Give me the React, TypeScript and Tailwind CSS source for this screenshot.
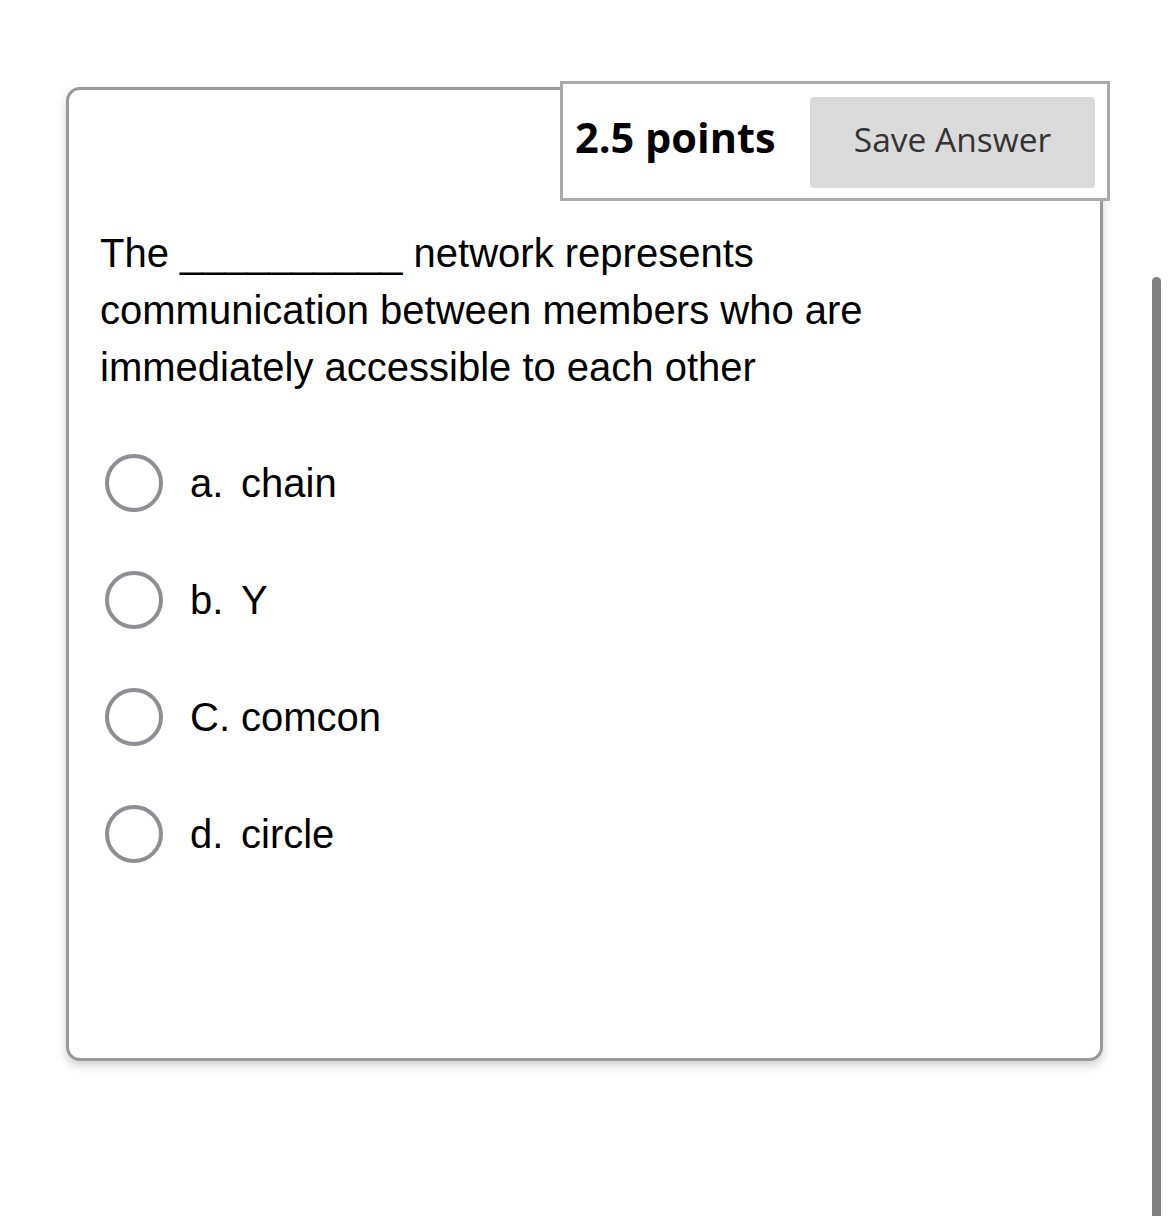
const OPTIONS = [
  { key: "a.", label: "chain" },
  { key: "b.", label: "Y" },
  { key: "C.", label: "comcon" },
  { key: "d.", label: "circle" },
];

function Radio() {
  return (
    <span className="block w-[58px] h-[58px] shrink-0 rounded-full border-[4px] border-[#8e8e93] bg-white" />
  );
}

export default function App() {
  return (
    <div className="relative h-[1216px] w-full overflow-hidden bg-white">
      {/* Scrollbar */}
      <div className="absolute right-[9px] top-[277px] h-[960px] w-[9px] rounded-full bg-[#808080]" />

      <div className="relative ml-[66px] mt-[87px] h-[974px] w-[1037px] rounded-[14px] border-[3px] border-[#999999] bg-white shadow-[0_5px_10px_rgba(0,0,0,0.18)]">
        {/* Points header */}
        <div className="absolute left-[491px] top-[-9px] flex h-[120px] w-[550px] items-center border-[3px] border-[#aaaaaa] bg-white p-3 pb-[10px]">
          <span className="mb-[8px] font-['Open_Sans','Noto_Sans',sans-serif] text-[41.5px] font-bold leading-none text-black">
            2.5 points
          </span>
          <button className="ml-auto flex h-[91px] w-[285px] items-center justify-center rounded-[4px] bg-[#dadada] pb-[6px] font-['Open_Sans','Noto_Sans',sans-serif] text-[33.5px] text-[#333333]">
            Save Answer
          </button>
        </div>

        {/* Question */}
        <div className="px-[31px] pt-[135px] font-['Liberation_Sans',Arial,sans-serif] text-black">
          <p className="w-[820px] text-[40px] leading-[57px]">
            The __________ network represents communication between members who are immediately
            accessible to each other
          </p>

          <div className="mt-[58px] flex flex-col gap-[59px] pl-[5px]">
            {OPTIONS.map((o) => (
              <label key={o.key} className="flex items-center gap-[27px]">
                <Radio />
                <span className="flex text-[40px] leading-[58px]">
                  <span className="w-[51px]">{o.key}</span>
                  <span>{o.label}</span>
                </span>
              </label>
            ))}
          </div>
        </div>
      </div>
    </div>
  );
}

= AIM OF THE TASK =
Retype the whole listing exactly and leave the pictures out.

= FINAL ANSWER =
Give me the React, TypeScript and Tailwind CSS source for this screenshot.
const OPTIONS = [
  { key: "a.", label: "chain" },
  { key: "b.", label: "Y" },
  { key: "C.", label: "comcon" },
  { key: "d.", label: "circle" },
];

function Radio() {
  return (
    <span className="block w-[58px] h-[58px] shrink-0 rounded-full border-[4px] border-[#8e8e93] bg-white" />
  );
}

export default function App() {
  return (
    <div className="relative h-[1216px] w-full overflow-hidden bg-white">
      {/* Scrollbar */}
      <div className="absolute right-[9px] top-[277px] h-[960px] w-[9px] rounded-full bg-[#808080]" />

      <div className="relative ml-[66px] mt-[87px] h-[974px] w-[1037px] rounded-[14px] border-[3px] border-[#999999] bg-white shadow-[0_5px_10px_rgba(0,0,0,0.18)]">
        {/* Points header */}
        <div className="absolute left-[491px] top-[-9px] flex h-[120px] w-[550px] items-center border-[3px] border-[#aaaaaa] bg-white p-3 pb-[10px]">
          <span className="mb-[8px] font-['Open_Sans','Noto_Sans',sans-serif] text-[41.5px] font-bold leading-none text-black">
            2.5 points
          </span>
          <button className="ml-auto flex h-[91px] w-[285px] items-center justify-center rounded-[4px] bg-[#dadada] pb-[6px] font-['Open_Sans','Noto_Sans',sans-serif] text-[33.5px] text-[#333333]">
            Save Answer
          </button>
        </div>

        {/* Question */}
        <div className="px-[31px] pt-[135px] font-['Liberation_Sans',Arial,sans-serif] text-black">
          <p className="w-[820px] text-[40px] leading-[57px]">
            The __________ network represents communication between members who are immediately
            accessible to each other
          </p>

          <div className="mt-[58px] flex flex-col gap-[59px] pl-[5px]">
            {OPTIONS.map((o) => (
              <label key={o.key} className="flex items-center gap-[27px]">
                <Radio />
                <span className="flex text-[40px] leading-[58px]">
                  <span className="w-[51px]">{o.key}</span>
                  <span>{o.label}</span>
                </span>
              </label>
            ))}
          </div>
        </div>
      </div>
    </div>
  );
}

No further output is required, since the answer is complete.